◆ GIVEN PROBLEM
Without the pictures, can you quote each line below exactly?

— START OF RAW DATA —

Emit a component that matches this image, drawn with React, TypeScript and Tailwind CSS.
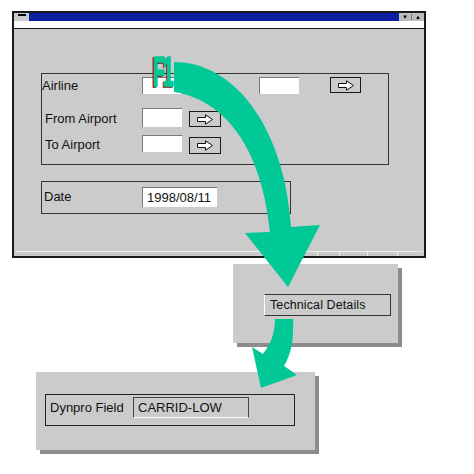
const font = { fontFamily: '"Liberation Sans", Arial, sans-serif' };

const ArrowButton = ({ className }: { className: string }) => (
  <div className={`flex items-center justify-center border border-[#1a1a1a] bg-[#cbcbcb] ${className}`}>
    <svg width="18" height="11" viewBox="0 0 18 11">
      <path d="M1.5 3.5H9.5V0.8L16.5 5.5L9.5 10.2V7.5H1.5Z" fill="white" stroke="#111" strokeWidth="1" />
    </svg>
  </div>
);

const Field = ({ className, value }: { className: string; value?: string }) => (
  <div className={`bg-white border-t border-l border-[#7a7a7a] text-[13px] text-[#111] pl-[4px] ${className}`}>
    {value}
  </div>
);

const MainWindow = () => (
  <div className="absolute left-[12px] top-[11px] w-[414px] h-[247px] border-2 border-[#1a1a1a] bg-[#cbcbcb] flex flex-col">
    {/* title bar */}
    <div className="h-[8px] flex">
      <div className="w-[15px] bg-[#cbcbcb] flex items-start justify-center pt-[1px]">
        <div className="w-[8px] h-[2px] bg-black" />
      </div>
      <div className="flex-1 bg-[#0b1f9e]" />
      <div className="w-[25px] bg-[#bdbdbd] flex items-center justify-end gap-[3px] pr-[3px] text-[6px] leading-none text-black">
        <span>▼</span>
        <span className="w-px h-[6px] bg-[#777]" />
        <span>▲</span>
      </div>
    </div>
    {/* menu strip */}
    <div className="h-[8px] bg-white border-b border-[#1a1a1a]" />

    <div className="flex-1 flex flex-col pl-[27px] pt-[44px]">
      {/* Airline group */}
      <div className="w-[348px] h-[92px] border border-[#333]">
        <div className="mt-[3px] flex items-start">
          <div className="w-[100px] leading-[17px] text-[13px] text-[#111]">Airline</div>
          <Field className="w-[40px] h-[17px]" />
          <ArrowButton className="ml-[1px] w-[32px] h-[17px]" />
          <Field className="ml-[44px] w-[40px] h-[17px]" />
          <ArrowButton className="ml-[31px] w-[31px] h-[16px]" />
        </div>
        <div className="mt-[14px] flex items-start">
          <div className="w-[100px] pl-[3px] leading-[21px] text-[13px] text-[#111]">From Airport</div>
          <Field className="w-[40px] h-[19px]" />
          <ArrowButton className="ml-[7px] mt-[3px] w-[32px] h-[16px]" />
        </div>
        <div className="mt-[6px] flex items-start">
          <div className="w-[100px] pl-[3px] leading-[19px] text-[13px] text-[#111]">To Airport</div>
          <Field className="w-[40px] h-[17px]" />
          <ArrowButton className="ml-[7px] mt-[2px] w-[32px] h-[17px]" />
        </div>
      </div>

      {/* Date group */}
      <div className="mt-[16px] w-[250px] h-[33px] border border-[#333]">
        <div className="mt-[5px] flex items-start">
          <div className="w-[100px] pl-[2px] leading-[20px] text-[13px] text-[#111]">Date</div>
          <Field className="w-[75px] h-[20px] leading-[20px]" value="1998/08/11" />
        </div>
      </div>

      {/* status bar */}
      <div className="mt-auto -ml-[25px] mr-[1px] h-[5px] flex border-t border-[#eeeeee]">
        <div className="flex-1" />
        <div className="w-[22px] border-l border-[#eeeeee]" />
        <div className="w-[28px] border-l border-[#eeeeee]" />
        <div className="w-[30px] border-l border-[#eeeeee]" />
        <div className="w-[26px] border-l border-[#eeeeee]" />
      </div>
    </div>
  </div>
);

const TechWindow = () => (
  <div className="absolute left-[233px] top-[264px] w-[165px] h-[79px] bg-[#cbcbcb] shadow-[4px_4px_0_#8c8c8c] pt-[30px] pl-[31px]">
    <div className="w-[127px] h-[22px] border-t border-r border-b border-[#333] border-l border-l-white pl-[5px] leading-[20px] text-[12.5px] text-[#111] tracking-[0.1px]">
      Technical Details
    </div>
  </div>
);

const DynproWindow = () => (
  <div className="absolute left-[36px] top-[372px] w-[279px] h-[78px] bg-[#cbcbcb] shadow-[4px_4px_0_#8c8c8c] pt-[22px] pl-[9px]">
    <div className="w-[250px] h-[32px] border border-[#222] flex items-start">
      <div className="ml-[4px] w-[83px] mt-[2px] leading-[21px] text-[13px] text-[#111]">Dynpro Field</div>
      <div className="mt-[2px] w-[116px] h-[21px] border-t border-l border-r border-[#444] border-b border-b-white pl-[4px] leading-[20px] text-[13px] text-[#111]">
        CARRID-LOW
      </div>
    </div>
  </div>
);

const Arrows = () => (
  <svg className="absolute left-0 top-0 pointer-events-none" width="474" height="474" viewBox="0 0 474 474">
    <path
      d="M174 62 C236 62 285 130 291 227 L320 225 L288 287 L245 233 L270 232 C262 150 226 100 174 92 Z"
      fill="#00c896"
    />
    <path
      d="M275 319 L293 319 C294 340 291 354 284 366 L297 375 L261 388 L252 347 L263 354 C271 343 275 333 275 319 Z"
      fill="#00c896"
    />
    <g transform="translate(153 86) scale(0.8 1.75)" fontFamily='"Liberation Sans", Arial, sans-serif' fontWeight="bold" fontSize="24" letterSpacing="-2">
      <text x="-1.5" y="0.5" fill="#7a1414" stroke="#7a1414" strokeWidth="1">F1</text>
      <text x="0" y="0" fill="#00c896" stroke="#00c896" strokeWidth="1">F1</text>
    </g>
  </svg>
);

export default function App() {
  return (
    <div className="relative w-[474px] h-[474px] bg-white overflow-hidden" style={font}>
      <MainWindow />
      <TechWindow />
      <DynproWindow />
      <Arrows />
    </div>
  );
}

— END OF RAW DATA —

◆ RIGHT ANSWER
Emit a component that matches this image, drawn with React, TypeScript and Tailwind CSS.
const font = { fontFamily: '"Liberation Sans", Arial, sans-serif' };

const ArrowButton = ({ className }: { className: string }) => (
  <div className={`flex items-center justify-center border border-[#1a1a1a] bg-[#cbcbcb] ${className}`}>
    <svg width="18" height="11" viewBox="0 0 18 11">
      <path d="M1.5 3.5H9.5V0.8L16.5 5.5L9.5 10.2V7.5H1.5Z" fill="white" stroke="#111" strokeWidth="1" />
    </svg>
  </div>
);

const Field = ({ className, value }: { className: string; value?: string }) => (
  <div className={`bg-white border-t border-l border-[#7a7a7a] text-[13px] text-[#111] pl-[4px] ${className}`}>
    {value}
  </div>
);

const MainWindow = () => (
  <div className="absolute left-[12px] top-[11px] w-[414px] h-[247px] border-2 border-[#1a1a1a] bg-[#cbcbcb] flex flex-col">
    {/* title bar */}
    <div className="h-[8px] flex">
      <div className="w-[15px] bg-[#cbcbcb] flex items-start justify-center pt-[1px]">
        <div className="w-[8px] h-[2px] bg-black" />
      </div>
      <div className="flex-1 bg-[#0b1f9e]" />
      <div className="w-[25px] bg-[#bdbdbd] flex items-center justify-end gap-[3px] pr-[3px] text-[6px] leading-none text-black">
        <span>▼</span>
        <span className="w-px h-[6px] bg-[#777]" />
        <span>▲</span>
      </div>
    </div>
    {/* menu strip */}
    <div className="h-[8px] bg-white border-b border-[#1a1a1a]" />

    <div className="flex-1 flex flex-col pl-[27px] pt-[44px]">
      {/* Airline group */}
      <div className="w-[348px] h-[92px] border border-[#333]">
        <div className="mt-[3px] flex items-start">
          <div className="w-[100px] leading-[17px] text-[13px] text-[#111]">Airline</div>
          <Field className="w-[40px] h-[17px]" />
          <ArrowButton className="ml-[1px] w-[32px] h-[17px]" />
          <Field className="ml-[44px] w-[40px] h-[17px]" />
          <ArrowButton className="ml-[31px] w-[31px] h-[16px]" />
        </div>
        <div className="mt-[14px] flex items-start">
          <div className="w-[100px] pl-[3px] leading-[21px] text-[13px] text-[#111]">From Airport</div>
          <Field className="w-[40px] h-[19px]" />
          <ArrowButton className="ml-[7px] mt-[3px] w-[32px] h-[16px]" />
        </div>
        <div className="mt-[6px] flex items-start">
          <div className="w-[100px] pl-[3px] leading-[19px] text-[13px] text-[#111]">To Airport</div>
          <Field className="w-[40px] h-[17px]" />
          <ArrowButton className="ml-[7px] mt-[2px] w-[32px] h-[17px]" />
        </div>
      </div>

      {/* Date group */}
      <div className="mt-[16px] w-[250px] h-[33px] border border-[#333]">
        <div className="mt-[5px] flex items-start">
          <div className="w-[100px] pl-[2px] leading-[20px] text-[13px] text-[#111]">Date</div>
          <Field className="w-[75px] h-[20px] leading-[20px]" value="1998/08/11" />
        </div>
      </div>

      {/* status bar */}
      <div className="mt-auto -ml-[25px] mr-[1px] h-[5px] flex border-t border-[#eeeeee]">
        <div className="flex-1" />
        <div className="w-[22px] border-l border-[#eeeeee]" />
        <div className="w-[28px] border-l border-[#eeeeee]" />
        <div className="w-[30px] border-l border-[#eeeeee]" />
        <div className="w-[26px] border-l border-[#eeeeee]" />
      </div>
    </div>
  </div>
);

const TechWindow = () => (
  <div className="absolute left-[233px] top-[264px] w-[165px] h-[79px] bg-[#cbcbcb] shadow-[4px_4px_0_#8c8c8c] pt-[30px] pl-[31px]">
    <div className="w-[127px] h-[22px] border-t border-r border-b border-[#333] border-l border-l-white pl-[5px] leading-[20px] text-[12.5px] text-[#111] tracking-[0.1px]">
      Technical Details
    </div>
  </div>
);

const DynproWindow = () => (
  <div className="absolute left-[36px] top-[372px] w-[279px] h-[78px] bg-[#cbcbcb] shadow-[4px_4px_0_#8c8c8c] pt-[22px] pl-[9px]">
    <div className="w-[250px] h-[32px] border border-[#222] flex items-start">
      <div className="ml-[4px] w-[83px] mt-[2px] leading-[21px] text-[13px] text-[#111]">Dynpro Field</div>
      <div className="mt-[2px] w-[116px] h-[21px] border-t border-l border-r border-[#444] border-b border-b-white pl-[4px] leading-[20px] text-[13px] text-[#111]">
        CARRID-LOW
      </div>
    </div>
  </div>
);

const Arrows = () => (
  <svg className="absolute left-0 top-0 pointer-events-none" width="474" height="474" viewBox="0 0 474 474">
    <path
      d="M174 62 C236 62 285 130 291 227 L320 225 L288 287 L245 233 L270 232 C262 150 226 100 174 92 Z"
      fill="#00c896"
    />
    <path
      d="M275 319 L293 319 C294 340 291 354 284 366 L297 375 L261 388 L252 347 L263 354 C271 343 275 333 275 319 Z"
      fill="#00c896"
    />
    <g transform="translate(153 86) scale(0.8 1.75)" fontFamily='"Liberation Sans", Arial, sans-serif' fontWeight="bold" fontSize="24" letterSpacing="-2">
      <text x="-1.5" y="0.5" fill="#7a1414" stroke="#7a1414" strokeWidth="1">F1</text>
      <text x="0" y="0" fill="#00c896" stroke="#00c896" strokeWidth="1">F1</text>
    </g>
  </svg>
);

export default function App() {
  return (
    <div className="relative w-[474px] h-[474px] bg-white overflow-hidden" style={font}>
      <MainWindow />
      <TechWindow />
      <DynproWindow />
      <Arrows />
    </div>
  );
}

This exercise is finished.